Helle Freude herrscht in der Chefetage der Spedition Kühne + Nagel. Mehrheitsgesellschafter Klaus-Michael Kühne spricht von einem "guten Tag für Hamburg und sein Logistik-Gewerbe". Bahn und Hamburger Hafen- und Logistik AG (HHLA) hätten einfach nicht zusammengepaßt, sagt er. "Uns bleibt nun der Kooperationspartner HHLA erhalten, ohne in die Hände eines Konkurrenten zu fallen." Deshalb steht jetzt fest: Kühne + Nagel wird seine neue Hauptverwaltung in der HafenCity beziehen, sein Deutschland-Hauptquartier in Hamburg lassen und auch sein Engagement am Containerterminal Altenwerder ausbauen. "Nach dieser Entscheidung setzen wir voll auf Hamburg und eine gute Zukunft." Am Abend will Klaus-Michael Kühne zur Feier der Nachricht erst einmal eine "gute Flasche Rotwein" aufmachen.

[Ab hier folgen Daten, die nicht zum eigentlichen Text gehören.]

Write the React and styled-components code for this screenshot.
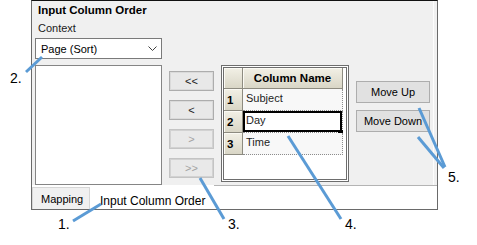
import styled, { createGlobalStyle } from "styled-components";

const GlobalStyle = createGlobalStyle`
  html, body {
    margin: 0;
    background: #fff;
  }
  body {
    font-family: "Liberation Sans", Arial, sans-serif;
    color: #000;
  }
`;

const Stage = styled.div`
  position: relative;
  width: 477px;
  height: 245px;
  padding-left: 31px;
  box-sizing: border-box;
  overflow: hidden;
`;

const Panel = styled.div`
  width: 407px;
  height: 210px;
  box-sizing: border-box;
  border: 1px solid #6a6a6a;
  border-top-color: #111;
  display: flex;
  flex-direction: column;
`;

const Content = styled.div`
  height: 184px;
  box-sizing: border-box;
  padding: 2px 0 0 3px;
  background: #f0f0f0;
  display: flex;
  flex-direction: column;
  box-shadow: inset -3px 0 0 #f0f0f0, inset -4px 0 0 #fdfdfd;
`;

const Title = styled.div`
  font-size: 11.5px;
  font-weight: 700;
  line-height: 14px;
  padding-left: 3px;
`;

const FieldLabel = styled.div`
  font-size: 11px;
  line-height: 14px;
  margin-top: 4px;
  padding-left: 3px;
  color: #1b1b1b;
`;

const MainRow = styled.div`
  display: flex;
  align-items: flex-start;
`;

const LeftColumn = styled.div`
  width: 127px;
  display: flex;
  flex-direction: column;
`;

const SelectBox = styled.div`
  margin-top: 3px;
  height: 21px;
  box-sizing: border-box;
  border: 1px solid #7a7a7a;
  background: #fff;
  display: flex;
  align-items: center;
  justify-content: space-between;
  padding: 0 4px 0 5px;
  font-size: 11px;
  line-height: 14px;
`;

const ListBox = styled.div`
  margin-top: 6px;
  height: 120px;
  box-sizing: border-box;
  border: 1px solid #858585;
  background: #fff;
`;

const ArrowColumn = styled.div`
  margin: 36px 0 0 7px;
  display: flex;
  flex-direction: column;
  gap: 9px;
`;

const ArrowButton = styled.button`
  width: 45px;
  height: 20px;
  padding: 0;
  box-sizing: border-box;
  border: 1px solid ${(p) => (p.disabled ? "#c4c4c4" : "#adadad")};
  box-shadow: inset 0 0 0 1px ${(p) => (p.disabled ? "#d2d2d2" : "#dadada")};
  background: ${(p) => (p.disabled ? "#e9e9e9" : "#e8e8e8")};
  color: ${(p) => (p.disabled ? "#a3a3a3" : "#222")};
  font-family: inherit;
  font-size: 11px;
  line-height: 14px;
  display: flex;
  align-items: center;
  justify-content: center;
`;

const GridFrame = styled.div`
  margin: 30px 0 0 7px;
  width: 128px;
  height: 117px;
  box-sizing: border-box;
  border: 1px solid #6d6d6d;
  padding: 1px;
  background: #fff;
`;

const GridBody = styled.div`
  height: 100%;
  box-sizing: border-box;
  border: 1px solid #6d6d6d;
  background: #fff;
  display: grid;
  grid-template-columns: 19px 100px;
  grid-template-rows: 21px repeat(3, 22px);
  align-content: start;
`;

const HeadCell = styled.div`
  box-sizing: border-box;
  background: linear-gradient(#f2f0e6, #d9d6c6);
  border-right: 1px solid #8d8b80;
  border-bottom: 1px solid #8d8b80;
  box-shadow: inset 1px 1px 0 #fbfaf4;
  font-size: 11.5px;
  font-weight: 700;
  line-height: 14px;
  display: flex;
  align-items: center;
  justify-content: ${(p) => (p.$left ? "flex-start" : "center")};
  padding-left: ${(p) => (p.$left ? "3px" : "0")};
`;

const DataCell = styled.div`
  position: relative;
  box-sizing: border-box;
  padding: 2px 3px;
  font-size: 11px;
  line-height: 14px;
  color: #1e1e1e;
  background: ${(p) => (p.$selected ? "#fff" : "#f8f8f8")};
  border-right: 1px dotted #8c8c8c;
  border-bottom: 1px dotted #8c8c8c;
  box-shadow: ${(p) => (p.$selected ? "inset 0 0 0 2px #000" : "none")};

  &::after {
    content: "";
    display: ${(p) => (p.$selected ? "block" : "none")};
    position: absolute;
    right: -1px;
    bottom: -3px;
    width: 5px;
    height: 5px;
    background: #000;
  }
`;

const RightColumn = styled.div`
  margin: 46px 0 0 7px;
  display: flex;
  flex-direction: column;
  gap: 7px;
`;

const ActionButton = styled.button`
  width: 74px;
  height: 22px;
  padding: 0;
  box-sizing: border-box;
  border: 1px solid #adadad;
  background: #e1e1e1;
  color: #000;
  font-family: inherit;
  font-size: 11px;
  line-height: 14px;
`;

const TabStrip = styled.div`
  height: 24px;
  display: flex;
  background: #fff;
`;

const Tab = styled.div`
  box-sizing: border-box;
  width: ${(p) => (p.$active ? "124px" : "58px")};
  margin-top: ${(p) => (p.$active ? "0" : "2px")};
  padding: ${(p) => (p.$active ? "9px 0 0 10px" : "4px 0 0 8px")};
  background: ${(p) => (p.$active ? "#fff" : "#f0f0f0")};
  border: ${(p) => (p.$active ? "none" : "1px solid #d6d6d6")};
  border-bottom: none;
  font-size: ${(p) => (p.$active ? "12px" : "11px")};
  line-height: 14px;
  white-space: nowrap;
`;

const TabFiller = styled.div`
  flex: 1;
  border-top: 1px solid #b4b4b4;
`;

const Callouts = styled.svg`
  position: absolute;
  left: 0;
  top: 0;
  pointer-events: none;
`;

const CalloutLabel = styled.div`
  position: absolute;
  left: ${(p) => p.$x}px;
  top: ${(p) => p.$y}px;
  font-size: 14px;
  line-height: 14px;
`;

const rows = [
  { n: 1, name: "Subject" },
  { n: 2, name: "Day", selected: true },
  { n: 3, name: "Time" },
];

const lines = [
  [73, 221, 101, 204],
  [26, 72, 42, 57],
  [224, 219, 200, 178],
  [341, 219, 288, 136],
  [445, 167, 419, 108],
  [444, 168, 418, 137],
];

const labels = [
  { t: "1.", x: 58, y: 217 },
  { t: "2.", x: 10, y: 71 },
  { t: "3.", x: 228, y: 217 },
  { t: "4.", x: 345, y: 217 },
  { t: "5.", x: 448, y: 170 },
];

const App = () => {
  return (
    <Stage>
      <GlobalStyle />
      <Panel>
        <Content>
          <Title>Input Column Order</Title>
          <FieldLabel>Context</FieldLabel>
          <MainRow>
            <LeftColumn>
              <SelectBox>
                <span>Page (Sort)</span>
                <svg width="9" height="5" viewBox="0 0 9 5">
                  <polyline points="0.5,0.5 4.5,4.5 8.5,0.5" fill="none" stroke="#404040" strokeWidth="1" />
                </svg>
              </SelectBox>
              <ListBox />
            </LeftColumn>
            <ArrowColumn>
              <ArrowButton>&lt;&lt;</ArrowButton>
              <ArrowButton>&lt;</ArrowButton>
              <ArrowButton disabled>&gt;</ArrowButton>
              <ArrowButton disabled>&gt;&gt;</ArrowButton>
            </ArrowColumn>
            <GridFrame>
              <GridBody>
                <HeadCell />
                <HeadCell>Column Name</HeadCell>
                {rows.map((r) => [
                  <HeadCell key={"h" + r.n} $left>
                    {r.n}
                  </HeadCell>,
                  <DataCell key={"d" + r.n} $selected={r.selected}>
                    {r.name}
                  </DataCell>,
                ])}
              </GridBody>
            </GridFrame>
            <RightColumn>
              <ActionButton>Move Up</ActionButton>
              <ActionButton>Move Down</ActionButton>
            </RightColumn>
          </MainRow>
        </Content>
        <TabStrip>
          <Tab>Mapping</Tab>
          <Tab $active>Input Column Order</Tab>
          <TabFiller />
        </TabStrip>
      </Panel>
      <Callouts width="477" height="245">
        {lines.map(([x1, y1, x2, y2], i) => (
          <line key={i} x1={x1} y1={y1} x2={x2} y2={y2} stroke="#5b9bd5" strokeWidth="3" />
        ))}
      </Callouts>
      {labels.map((l) => (
        <CalloutLabel key={l.t} $x={l.x} $y={l.y}>
          {l.t}
        </CalloutLabel>
      ))}
    </Stage>
  );
};

export default App;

Auch Emanuel Schiffer, einer der Vorsitzenden der Geschäftsführung der Eurogate-Gruppe, sieht die Entwicklung positiv. "Der Senat ist weise genug, dem Spielchen ein Ende zu bereiten." Vorteile für die HHLA unter der Regie der Bahn habe er nicht erkennen können. Ein Tag der Freude ist der Freitag deshalb auch für den Präses der Handelskammer Karl-Joachim Dreyer. Er war von Anfang an ein Gegner des Bahn-Deals. Und begrüßt nun die "klare und entschlossene Haltung des Senats, auf den Zusammenhang zwischen Verlagerung der Bahnzentrale und Beteiligung der Bahn an HHLA und Hochbahn zu bestehen." Wenn die Bahn jetzt diesen Zusammenhang aufgebe, sei der Abbruch der Gespräche durch den Senat "nur konsequent." Hamburg habe mit HHLA und Hochbahn zwei erfolgreiche Unternehmen, die für jeden Investor sehr interessant seien. "Deshalb ist keine Eile bei der Suche nach neuen Partnern geboten."

Klaus-Dieter Peters, Vorsitzender des Vorstands der HHLA, gibt sich nach außen sogar gänzlich unberührt von der aktuellen Entwicklung: "Wir arbeiten unaufgeregt weiter unsere Etappenziele in Richtung Kapitalmarktfähigkeit ab."